CHAMPAIGN, Ill. — By broadening access to higher education in their local geographic area, regional public universities increase the economic and social mobility of the residents in their counties, says new research co-written by a team of University of Illinois Urbana-Champaign economists.
As the backbone of the U.S. higher education system, regional public universities enroll roughly 40% of all undergraduate degree-seeking students, many from disproportionately lower-income families compared with other four-year public universities. Regional public universities not only increase college attainment among people growing up in the county, they also increase high school graduation rates and other metrics of economic and social well-being such as employment, household income, marriage and geographic mobility, said Russell Weinstein, a professor of labor and employment relations and of economics at Illinois.
“Regional public universities have positive effects on local economic and social mobility,” Weinstein said. “For people who grow up around a regional public university, we found a host of positive knock-on effects, especially for children from lower-income families.”
Weinstein’s co-author is Greg Howard, a professor of economics at Illinois.
A central part of the mission of regional public universities has been to increase access to higher education by locating near potential students, being less selective and charging lower tuition – and they’re more reliant on state funding and tuition than large land-grant universities and pricier private schools, Weinstein said.
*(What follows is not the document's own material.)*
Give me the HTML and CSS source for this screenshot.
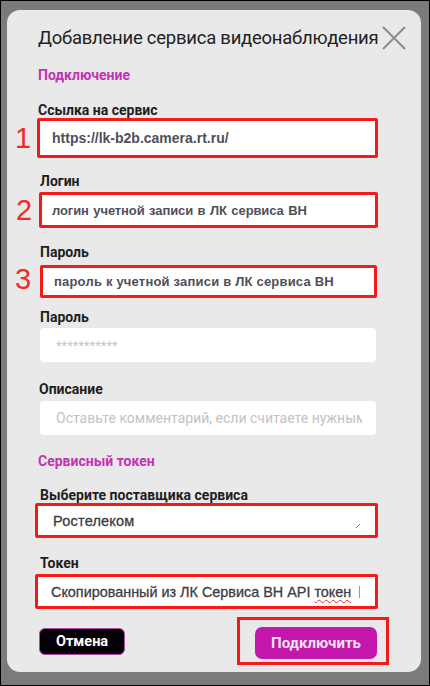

“When legislators are thinking about allocating funding for regional public universities, it’s important for them to know just how many benefits they provide to students in the surrounding community,” he said.
To investigate whether regional public universities increase nearby children’s educational attainment and economic mobility, the researchers compared the historical assignment of what were once called “normal schools” – that is, schools that were established by the state government to educate elementary school teachers in the late 19th and early 20th centuries – to the placement of state-funded mental asylums as well as other data in order to pinpoint the effects of regional universities on the social mobility of nearby children.
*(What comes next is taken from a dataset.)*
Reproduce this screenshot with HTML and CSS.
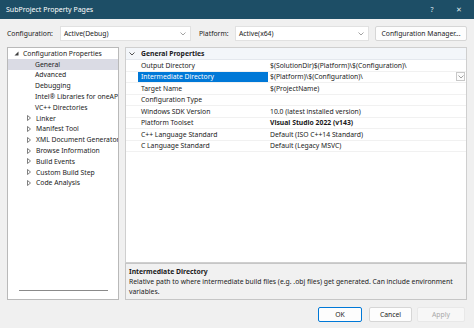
FILE: index.html
```html
<!DOCTYPE html>
<html>
<head>
<meta charset="utf-8">
<link rel="stylesheet" href="styles.css">
</head>
<body>
<div class="dialog">
  <div class="titlebar">
    <span class="title">SubProject Property Pages</span>
    <span class="tb-help">?</span>
    <span class="tb-close">✕</span>
  </div>
  <div class="toolbar">
    <span class="lbl lbl-config">Configuration:</span>
    <div class="combo combo-config"><span>Active(Debug)</span><svg class="chev" width="6" height="4" viewBox="0 0 6 4"><path d="M0.5 0.5 L3 3 L5.5 0.5" fill="none" stroke="#8a8a8a" stroke-width="0.8"/></svg></div>
    <span class="lbl lbl-plat">Platform:</span>
    <div class="combo combo-plat"><span>Active(x64)</span><svg class="chev" width="6" height="4" viewBox="0 0 6 4"><path d="M0.5 0.5 L3 3 L5.5 0.5" fill="none" stroke="#8a8a8a" stroke-width="0.8"/></svg></div>
    <div class="btn btn-cfgmgr">Configuration Manager...</div>
  </div>
  <div class="main">
    <div class="tree">
      <div class="trow root"><svg class="exp-open" width="5" height="5" viewBox="0 0 5 5"><path d="M4.5 0.5 L4.5 4.5 L0.5 4.5 Z" fill="#404040"/></svg><span>Configuration Properties</span></div>
      <div class="trow child sel"><span>General</span></div>
      <div class="trow child"><span>Advanced</span></div>
      <div class="trow child"><span>Debugging</span></div>
      <div class="trow child"><span>Intel® Libraries for oneAPI</span></div>
      <div class="trow child"><span>VC++ Directories</span></div>
      <div class="trow child exp"><svg class="exp-closed" width="4" height="6" viewBox="0 0 4 6"><path d="M0.5 0.5 L3.5 3 L0.5 5.5 Z" fill="none" stroke="#606060" stroke-width="0.8"/></svg><span>Linker</span></div>
      <div class="trow child exp"><svg class="exp-closed" width="4" height="6" viewBox="0 0 4 6"><path d="M0.5 0.5 L3.5 3 L0.5 5.5 Z" fill="none" stroke="#606060" stroke-width="0.8"/></svg><span>Manifest Tool</span></div>
      <div class="trow child exp"><svg class="exp-closed" width="4" height="6" viewBox="0 0 4 6"><path d="M0.5 0.5 L3.5 3 L0.5 5.5 Z" fill="none" stroke="#606060" stroke-width="0.8"/></svg><span>XML Document Generator</span></div>
      <div class="trow child exp"><svg class="exp-closed" width="4" height="6" viewBox="0 0 4 6"><path d="M0.5 0.5 L3.5 3 L0.5 5.5 Z" fill="none" stroke="#606060" stroke-width="0.8"/></svg><span>Browse Information</span></div>
      <div class="trow child exp"><svg class="exp-closed" width="4" height="6" viewBox="0 0 4 6"><path d="M0.5 0.5 L3.5 3 L0.5 5.5 Z" fill="none" stroke="#606060" stroke-width="0.8"/></svg><span>Build Events</span></div>
      <div class="trow child exp"><svg class="exp-closed" width="4" height="6" viewBox="0 0 4 6"><path d="M0.5 0.5 L3.5 3 L0.5 5.5 Z" fill="none" stroke="#606060" stroke-width="0.8"/></svg><span>Custom Build Step</span></div>
      <div class="trow child exp"><svg class="exp-closed" width="4" height="6" viewBox="0 0 4 6"><path d="M0.5 0.5 L3.5 3 L0.5 5.5 Z" fill="none" stroke="#606060" stroke-width="0.8"/></svg><span>Code Analysis</span></div>
      <div class="tree-fill"></div>
      <div class="hscroll"><div class="thumb"></div></div>
    </div>
    <div class="right">
      <div class="grid">
        <div class="grow cat"><span class="gutter"><svg width="6" height="4" viewBox="0 0 6 4"><path d="M0.5 0.5 L3 3 L5.5 0.5" fill="none" stroke="#404040" stroke-width="0.9"/></svg></span><span class="gname">General Properties</span></div>
        <div class="grow"><span class="gutter"></span><span class="gname">Output Directory</span><span class="gval">$(SolutionDir)$(Platform)\$(Configuration)\</span></div>
        <div class="grow active"><span class="gutter"></span><span class="gname">Intermediate Directory</span><span class="gval">$(Platform)\$(Configuration)\</span><span class="dd"><svg width="6" height="4" viewBox="0 0 6 4"><path d="M0.5 0.5 L3 3 L5.5 0.5" fill="none" stroke="#8a8a8a" stroke-width="0.8"/></svg></span></div>
        <div class="grow"><span class="gutter"></span><span class="gname">Target Name</span><span class="gval">$(ProjectName)</span></div>
        <div class="grow"><span class="gutter"></span><span class="gname">Configuration Type</span><span class="gval"></span></div>
        <div class="grow"><span class="gutter"></span><span class="gname">Windows SDK Version</span><span class="gval">10.0 (latest installed version)</span></div>
        <div class="grow"><span class="gutter"></span><span class="gname">Platform Toolset</span><span class="gval bold">Visual Studio 2022 (v143)</span></div>
        <div class="grow"><span class="gutter"></span><span class="gname">C++ Language Standard</span><span class="gval">Default (ISO C++14 Standard)</span></div>
        <div class="grow"><span class="gutter"></span><span class="gname">C Language Standard</span><span class="gval">Default (Legacy MSVC)</span></div>
      </div>
      <div class="desc">
        <div class="desc-title">Intermediate Directory</div>
        <div class="desc-text">Relative path to where intermediate build files (e.g. .obj files) get generated. Can include environment variables.</div>
      </div>
    </div>
  </div>
  <div class="buttons">
    <div class="btn btn-ok">OK</div>
    <div class="btn btn-cancel">Cancel</div>
    <div class="btn btn-apply">Apply</div>
  </div>
</div>
</body>
</html>
```
FILE: styles.css
```css
* { box-sizing: border-box; }
html, body { margin: 0; padding: 0; }
body {
  width: 474px;
  height: 328px;
  background: #f0f0f0;
  font-family: "Noto Sans", "Open Sans", sans-serif;
  font-size: 6.8px;
  color: #1a1a1a;
  overflow: hidden;
}
svg { flex-shrink: 0; }
.dialog { width: 474px; height: 328px; display: flex; flex-direction: column; }
.titlebar {
  height: 19px;
  background: #1d4e66;
  color: #ffffff;
  display: flex;
  align-items: center;
  padding-left: 6px;
  font-size: 7px;
}
.title { flex: 1; }
.tb-help { width: 10px; margin-right: 17px; text-align: center; font-size: 7px; color: #dfe8ec; }
.tb-close { width: 10px; margin-right: 10px; text-align: center; font-size: 7px; color: #dfe8ec; }

.toolbar {
  display: flex;
  align-items: center;
  height: 15px;
  margin-top: 7px;
  padding-left: 7px;
}
.lbl { white-space: nowrap; }
.lbl-config { width: 53px; }
.lbl-plat { width: 36px; margin-left: 8px; }
.combo {
  height: 15px;
  background: #ffffff;
  border: 1px solid #e1e1e1;
  display: flex;
  align-items: center;
  padding-left: 3px;
  padding-right: 4px;
}
.combo span { flex: 1; }
.combo-config { width: 131px; }
.combo-plat { width: 134px; }
.btn {
  height: 15px;
  background: #fdfdfd;
  border: 1px solid #d6d6d6;
  border-radius: 2px;
  display: flex;
  align-items: center;
  justify-content: center;
  white-space: nowrap;
}
.btn-cfgmgr { width: 92px; margin-left: 6px; }

.main {
  display: flex;
  margin-top: 6px;
  padding-left: 7px;
  height: 253px;
}
.tree {
  width: 112px;
  height: 253px;
  background: #ffffff;
  border: 1px solid #b9b9b9;
  display: flex;
  flex-direction: column;
  overflow: hidden;
}
.trow {
  height: 10.8px;
  flex-shrink: 0;
  display: flex;
  align-items: center;
  white-space: nowrap;
  overflow: hidden;
}
.trow.root { padding-left: 6px; }
.trow.root svg { margin-right: 4px; }
.trow.child { padding-left: 27px; }
.trow.child.exp { padding-left: 19px; }
.trow.child.exp svg { margin-right: 5px; }
.trow.sel { background: #dadbe4; }
.tree-fill { flex: 1; }
.hscroll { height: 9px; padding-left: 11px; display: flex; align-items: flex-start; }
.thumb { width: 89px; height: 1px; background: #8a8a8a; }

.right {
  width: 342px;
  margin-left: 6px;
  display: flex;
  flex-direction: column;
}
.grid {
  height: 216px;
  background: #ffffff;
  border: 1px solid #cfcfcf;
}
.grow {
  height: 11.5px;
  display: flex;
  align-items: center;
  border-bottom: 1px solid #f1f1f1;
  white-space: nowrap;
}
.grow.cat {
  height: 12px;
  background: #f3f6fa;
  border-bottom: 1px solid #e4e8ee;
  font-weight: bold;
}
.gutter { width: 12px; display: flex; justify-content: center; align-items: center; }
.gname { width: 130px; padding-left: 3px; height: 100%; display: flex; align-items: center; }
.grow.cat .gname { width: auto; }
.gval { flex: 1; padding-left: 2px; }
.gval.bold { font-weight: bold; }
.grow.active .gname { background: #0078d7; color: #ffffff; }
.dd {
  width: 9px;
  height: 9px;
  border: 1px solid #c8c8c8;
  background: #fbfbfb;
  display: flex;
  align-items: center;
  justify-content: center;
  margin-right: 1px;
}
.desc {
  height: 37px;
  border: 1px solid #c6c6c6;
  background: #f1f1f1;
  padding: 3px 3px 0 3px;
  line-height: 10px;
}
.desc-title { font-weight: bold; }

.buttons {
  display: flex;
  justify-content: flex-end;
  margin-top: 7px;
  padding-right: 9px;
}
.btn-ok { width: 44px; border: 1px solid #0078d7; }
.btn-cancel { width: 43px; margin-left: 7px; }
.btn-apply { width: 48px; margin-left: 5px; color: #a8a8a8; border-color: #e8e8e8; background: #f7f7f7; }
```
Most normal schools eventually evolved into regional universities, the researchers said, while most state-funded mental asylums were converted into psychiatric hospitals or other rehabilitative facilities.
The researchers found that children from normal-school counties received more education and had better economic and social outcomes than children from counties that originally received state-funded mental asylums – and the effects were largest for children from lower-income families, according to the paper.
“For example, children whose parental income was at the 25th percentile – regional public universities raised the fraction of those children with a four-year college degree by more than 8%,” Howard said. “In addition, regional public universities improved the fraction of children in the county who are employed in their mid-30s as well as their income percentiles, with effects concentrated among children from lower-income families.”
The effects can be attributed to regional public universities’ impact on individuals, rather than reflecting an influx of high-mobility individuals to the region, the researchers said.
“I think it’s particularly interesting and relevant, given that these regional public universities were established in the mid-20th century for the purpose of improving the educational outcomes of people in their local areas,” Weinstein said. “All these years later they’re having this effect, which is important for evaluating the impacts of these types of universities as well as thinking about the downstream effects that they have on their communities.”
The study also helps quantify the benefit of public funding for regional universities and higher education in general, and points to the continued role of “geographic frictions” in college attendance and economic mobility, Weinstein said.
“We’re identifying an effect on people who grew up in these counties relative to people who grew up in the same state but weren’t near a regional public university,” he said. “One of the policy questions raised by this research is whether students outside of the immediate geographic boundaries of the regional public universities would benefit from more outreach.”
A working paper of this research was released by the IZA Institute of Labor Economics.